• **What to work on**: Using the data below, repeat all of it precisely.

--------------------------------------------------

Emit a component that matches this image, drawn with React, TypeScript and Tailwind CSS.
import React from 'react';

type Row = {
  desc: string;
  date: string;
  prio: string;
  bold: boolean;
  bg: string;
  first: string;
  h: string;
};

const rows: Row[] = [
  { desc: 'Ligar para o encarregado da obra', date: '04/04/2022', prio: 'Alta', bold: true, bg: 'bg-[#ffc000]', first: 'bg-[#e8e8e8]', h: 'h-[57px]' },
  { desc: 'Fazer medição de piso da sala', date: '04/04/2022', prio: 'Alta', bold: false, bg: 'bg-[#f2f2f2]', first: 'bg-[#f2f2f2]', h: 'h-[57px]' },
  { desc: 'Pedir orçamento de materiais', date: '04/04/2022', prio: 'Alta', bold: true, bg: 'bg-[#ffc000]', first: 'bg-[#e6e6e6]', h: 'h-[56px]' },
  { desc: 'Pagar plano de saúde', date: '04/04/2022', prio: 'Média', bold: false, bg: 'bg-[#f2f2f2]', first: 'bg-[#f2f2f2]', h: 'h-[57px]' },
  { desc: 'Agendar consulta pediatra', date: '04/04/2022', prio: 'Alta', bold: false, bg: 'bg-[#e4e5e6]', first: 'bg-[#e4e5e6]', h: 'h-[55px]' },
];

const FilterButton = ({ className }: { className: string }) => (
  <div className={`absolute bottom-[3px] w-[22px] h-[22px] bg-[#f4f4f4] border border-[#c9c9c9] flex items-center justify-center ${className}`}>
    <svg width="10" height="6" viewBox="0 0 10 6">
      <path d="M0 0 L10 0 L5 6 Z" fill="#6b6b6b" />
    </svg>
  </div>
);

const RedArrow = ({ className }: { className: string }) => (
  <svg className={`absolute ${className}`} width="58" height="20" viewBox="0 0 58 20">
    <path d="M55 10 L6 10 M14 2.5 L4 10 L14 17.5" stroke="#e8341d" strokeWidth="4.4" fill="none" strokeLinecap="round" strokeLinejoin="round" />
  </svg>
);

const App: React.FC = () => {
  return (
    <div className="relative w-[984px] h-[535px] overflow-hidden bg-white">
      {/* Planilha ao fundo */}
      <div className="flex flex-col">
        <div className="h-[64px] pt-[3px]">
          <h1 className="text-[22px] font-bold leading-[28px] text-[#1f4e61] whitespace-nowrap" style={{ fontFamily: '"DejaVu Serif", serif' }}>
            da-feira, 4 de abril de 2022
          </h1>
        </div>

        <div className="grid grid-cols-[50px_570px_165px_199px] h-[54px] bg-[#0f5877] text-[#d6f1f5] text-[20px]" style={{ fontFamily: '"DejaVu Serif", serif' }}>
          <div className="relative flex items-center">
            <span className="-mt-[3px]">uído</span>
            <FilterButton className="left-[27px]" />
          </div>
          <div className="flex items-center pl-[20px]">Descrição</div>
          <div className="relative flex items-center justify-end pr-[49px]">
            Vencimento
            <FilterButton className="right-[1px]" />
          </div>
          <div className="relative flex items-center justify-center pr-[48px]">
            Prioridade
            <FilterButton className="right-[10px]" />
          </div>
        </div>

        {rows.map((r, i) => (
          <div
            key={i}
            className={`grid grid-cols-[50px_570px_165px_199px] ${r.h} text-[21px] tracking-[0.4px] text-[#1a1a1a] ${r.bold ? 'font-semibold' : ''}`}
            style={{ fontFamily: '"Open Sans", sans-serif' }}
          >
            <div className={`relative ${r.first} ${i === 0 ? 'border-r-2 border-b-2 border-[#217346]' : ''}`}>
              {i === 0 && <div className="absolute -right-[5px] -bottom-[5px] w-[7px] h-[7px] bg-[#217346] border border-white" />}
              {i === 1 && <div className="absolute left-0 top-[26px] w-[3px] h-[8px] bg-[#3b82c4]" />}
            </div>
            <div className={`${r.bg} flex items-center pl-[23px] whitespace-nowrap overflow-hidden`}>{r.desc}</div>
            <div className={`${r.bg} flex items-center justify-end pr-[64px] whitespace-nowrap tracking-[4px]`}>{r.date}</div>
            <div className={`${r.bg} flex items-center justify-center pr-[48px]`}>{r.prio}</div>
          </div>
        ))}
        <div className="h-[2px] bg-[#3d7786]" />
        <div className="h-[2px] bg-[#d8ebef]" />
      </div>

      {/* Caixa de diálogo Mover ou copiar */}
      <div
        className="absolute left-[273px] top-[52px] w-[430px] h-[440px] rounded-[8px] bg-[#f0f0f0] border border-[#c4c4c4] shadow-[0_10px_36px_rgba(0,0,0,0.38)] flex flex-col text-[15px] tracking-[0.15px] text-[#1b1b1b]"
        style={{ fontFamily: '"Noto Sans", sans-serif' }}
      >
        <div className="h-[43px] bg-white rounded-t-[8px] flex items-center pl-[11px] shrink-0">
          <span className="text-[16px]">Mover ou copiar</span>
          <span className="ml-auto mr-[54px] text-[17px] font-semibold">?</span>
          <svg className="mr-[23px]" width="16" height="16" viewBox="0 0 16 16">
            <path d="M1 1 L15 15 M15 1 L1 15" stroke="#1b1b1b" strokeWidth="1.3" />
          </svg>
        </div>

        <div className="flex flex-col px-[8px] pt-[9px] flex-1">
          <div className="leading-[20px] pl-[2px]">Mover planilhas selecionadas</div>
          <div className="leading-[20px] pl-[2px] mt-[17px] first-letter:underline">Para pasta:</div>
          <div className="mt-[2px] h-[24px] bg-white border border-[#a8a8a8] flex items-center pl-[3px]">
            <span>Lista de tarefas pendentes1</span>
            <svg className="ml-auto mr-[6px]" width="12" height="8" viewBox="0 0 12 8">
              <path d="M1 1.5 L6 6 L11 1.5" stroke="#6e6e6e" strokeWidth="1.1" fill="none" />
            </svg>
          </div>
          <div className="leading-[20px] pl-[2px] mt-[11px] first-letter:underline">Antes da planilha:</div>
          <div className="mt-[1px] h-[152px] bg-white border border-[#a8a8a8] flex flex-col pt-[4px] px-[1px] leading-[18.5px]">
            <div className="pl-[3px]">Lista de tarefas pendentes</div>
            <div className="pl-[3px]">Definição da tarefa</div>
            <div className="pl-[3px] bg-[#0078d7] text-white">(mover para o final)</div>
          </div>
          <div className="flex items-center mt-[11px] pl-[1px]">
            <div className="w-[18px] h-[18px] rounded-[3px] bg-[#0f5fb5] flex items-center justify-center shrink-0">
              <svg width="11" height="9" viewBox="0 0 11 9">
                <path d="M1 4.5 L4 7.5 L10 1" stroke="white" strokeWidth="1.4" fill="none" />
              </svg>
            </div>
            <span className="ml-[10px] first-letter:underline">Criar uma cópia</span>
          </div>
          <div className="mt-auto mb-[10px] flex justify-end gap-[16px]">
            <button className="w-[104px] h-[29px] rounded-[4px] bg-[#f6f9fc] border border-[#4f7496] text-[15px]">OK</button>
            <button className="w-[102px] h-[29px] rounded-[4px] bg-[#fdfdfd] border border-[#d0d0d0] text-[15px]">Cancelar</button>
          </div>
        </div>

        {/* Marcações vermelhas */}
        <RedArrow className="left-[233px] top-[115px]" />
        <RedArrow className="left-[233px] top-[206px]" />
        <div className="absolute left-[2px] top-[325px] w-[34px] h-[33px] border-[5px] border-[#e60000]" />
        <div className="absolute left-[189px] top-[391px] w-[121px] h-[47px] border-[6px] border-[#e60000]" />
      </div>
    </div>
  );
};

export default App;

--------------------------------------------------

• **Answer in full**:
Emit a component that matches this image, drawn with React, TypeScript and Tailwind CSS.
import React from 'react';

type Row = {
  desc: string;
  date: string;
  prio: string;
  bold: boolean;
  bg: string;
  first: string;
  h: string;
};

const rows: Row[] = [
  { desc: 'Ligar para o encarregado da obra', date: '04/04/2022', prio: 'Alta', bold: true, bg: 'bg-[#ffc000]', first: 'bg-[#e8e8e8]', h: 'h-[57px]' },
  { desc: 'Fazer medição de piso da sala', date: '04/04/2022', prio: 'Alta', bold: false, bg: 'bg-[#f2f2f2]', first: 'bg-[#f2f2f2]', h: 'h-[57px]' },
  { desc: 'Pedir orçamento de materiais', date: '04/04/2022', prio: 'Alta', bold: true, bg: 'bg-[#ffc000]', first: 'bg-[#e6e6e6]', h: 'h-[56px]' },
  { desc: 'Pagar plano de saúde', date: '04/04/2022', prio: 'Média', bold: false, bg: 'bg-[#f2f2f2]', first: 'bg-[#f2f2f2]', h: 'h-[57px]' },
  { desc: 'Agendar consulta pediatra', date: '04/04/2022', prio: 'Alta', bold: false, bg: 'bg-[#e4e5e6]', first: 'bg-[#e4e5e6]', h: 'h-[55px]' },
];

const FilterButton = ({ className }: { className: string }) => (
  <div className={`absolute bottom-[3px] w-[22px] h-[22px] bg-[#f4f4f4] border border-[#c9c9c9] flex items-center justify-center ${className}`}>
    <svg width="10" height="6" viewBox="0 0 10 6">
      <path d="M0 0 L10 0 L5 6 Z" fill="#6b6b6b" />
    </svg>
  </div>
);

const RedArrow = ({ className }: { className: string }) => (
  <svg className={`absolute ${className}`} width="58" height="20" viewBox="0 0 58 20">
    <path d="M55 10 L6 10 M14 2.5 L4 10 L14 17.5" stroke="#e8341d" strokeWidth="4.4" fill="none" strokeLinecap="round" strokeLinejoin="round" />
  </svg>
);

const App: React.FC = () => {
  return (
    <div className="relative w-[984px] h-[535px] overflow-hidden bg-white">
      {/* Planilha ao fundo */}
      <div className="flex flex-col">
        <div className="h-[64px] pt-[3px]">
          <h1 className="text-[22px] font-bold leading-[28px] text-[#1f4e61] whitespace-nowrap" style={{ fontFamily: '"DejaVu Serif", serif' }}>
            da-feira, 4 de abril de 2022
          </h1>
        </div>

        <div className="grid grid-cols-[50px_570px_165px_199px] h-[54px] bg-[#0f5877] text-[#d6f1f5] text-[20px]" style={{ fontFamily: '"DejaVu Serif", serif' }}>
          <div className="relative flex items-center">
            <span className="-mt-[3px]">uído</span>
            <FilterButton className="left-[27px]" />
          </div>
          <div className="flex items-center pl-[20px]">Descrição</div>
          <div className="relative flex items-center justify-end pr-[49px]">
            Vencimento
            <FilterButton className="right-[1px]" />
          </div>
          <div className="relative flex items-center justify-center pr-[48px]">
            Prioridade
            <FilterButton className="right-[10px]" />
          </div>
        </div>

        {rows.map((r, i) => (
          <div
            key={i}
            className={`grid grid-cols-[50px_570px_165px_199px] ${r.h} text-[21px] tracking-[0.4px] text-[#1a1a1a] ${r.bold ? 'font-semibold' : ''}`}
            style={{ fontFamily: '"Open Sans", sans-serif' }}
          >
            <div className={`relative ${r.first} ${i === 0 ? 'border-r-2 border-b-2 border-[#217346]' : ''}`}>
              {i === 0 && <div className="absolute -right-[5px] -bottom-[5px] w-[7px] h-[7px] bg-[#217346] border border-white" />}
              {i === 1 && <div className="absolute left-0 top-[26px] w-[3px] h-[8px] bg-[#3b82c4]" />}
            </div>
            <div className={`${r.bg} flex items-center pl-[23px] whitespace-nowrap overflow-hidden`}>{r.desc}</div>
            <div className={`${r.bg} flex items-center justify-end pr-[64px] whitespace-nowrap tracking-[4px]`}>{r.date}</div>
            <div className={`${r.bg} flex items-center justify-center pr-[48px]`}>{r.prio}</div>
          </div>
        ))}
        <div className="h-[2px] bg-[#3d7786]" />
        <div className="h-[2px] bg-[#d8ebef]" />
      </div>

      {/* Caixa de diálogo Mover ou copiar */}
      <div
        className="absolute left-[273px] top-[52px] w-[430px] h-[440px] rounded-[8px] bg-[#f0f0f0] border border-[#c4c4c4] shadow-[0_10px_36px_rgba(0,0,0,0.38)] flex flex-col text-[15px] tracking-[0.15px] text-[#1b1b1b]"
        style={{ fontFamily: '"Noto Sans", sans-serif' }}
      >
        <div className="h-[43px] bg-white rounded-t-[8px] flex items-center pl-[11px] shrink-0">
          <span className="text-[16px]">Mover ou copiar</span>
          <span className="ml-auto mr-[54px] text-[17px] font-semibold">?</span>
          <svg className="mr-[23px]" width="16" height="16" viewBox="0 0 16 16">
            <path d="M1 1 L15 15 M15 1 L1 15" stroke="#1b1b1b" strokeWidth="1.3" />
          </svg>
        </div>

        <div className="flex flex-col px-[8px] pt-[9px] flex-1">
          <div className="leading-[20px] pl-[2px]">Mover planilhas selecionadas</div>
          <div className="leading-[20px] pl-[2px] mt-[17px] first-letter:underline">Para pasta:</div>
          <div className="mt-[2px] h-[24px] bg-white border border-[#a8a8a8] flex items-center pl-[3px]">
            <span>Lista de tarefas pendentes1</span>
            <svg className="ml-auto mr-[6px]" width="12" height="8" viewBox="0 0 12 8">
              <path d="M1 1.5 L6 6 L11 1.5" stroke="#6e6e6e" strokeWidth="1.1" fill="none" />
            </svg>
          </div>
          <div className="leading-[20px] pl-[2px] mt-[11px] first-letter:underline">Antes da planilha:</div>
          <div className="mt-[1px] h-[152px] bg-white border border-[#a8a8a8] flex flex-col pt-[4px] px-[1px] leading-[18.5px]">
            <div className="pl-[3px]">Lista de tarefas pendentes</div>
            <div className="pl-[3px]">Definição da tarefa</div>
            <div className="pl-[3px] bg-[#0078d7] text-white">(mover para o final)</div>
          </div>
          <div className="flex items-center mt-[11px] pl-[1px]">
            <div className="w-[18px] h-[18px] rounded-[3px] bg-[#0f5fb5] flex items-center justify-center shrink-0">
              <svg width="11" height="9" viewBox="0 0 11 9">
                <path d="M1 4.5 L4 7.5 L10 1" stroke="white" strokeWidth="1.4" fill="none" />
              </svg>
            </div>
            <span className="ml-[10px] first-letter:underline">Criar uma cópia</span>
          </div>
          <div className="mt-auto mb-[10px] flex justify-end gap-[16px]">
            <button className="w-[104px] h-[29px] rounded-[4px] bg-[#f6f9fc] border border-[#4f7496] text-[15px]">OK</button>
            <button className="w-[102px] h-[29px] rounded-[4px] bg-[#fdfdfd] border border-[#d0d0d0] text-[15px]">Cancelar</button>
          </div>
        </div>

        {/* Marcações vermelhas */}
        <RedArrow className="left-[233px] top-[115px]" />
        <RedArrow className="left-[233px] top-[206px]" />
        <div className="absolute left-[2px] top-[325px] w-[34px] h-[33px] border-[5px] border-[#e60000]" />
        <div className="absolute left-[189px] top-[391px] w-[121px] h-[47px] border-[6px] border-[#e60000]" />
      </div>
    </div>
  );
};

export default App;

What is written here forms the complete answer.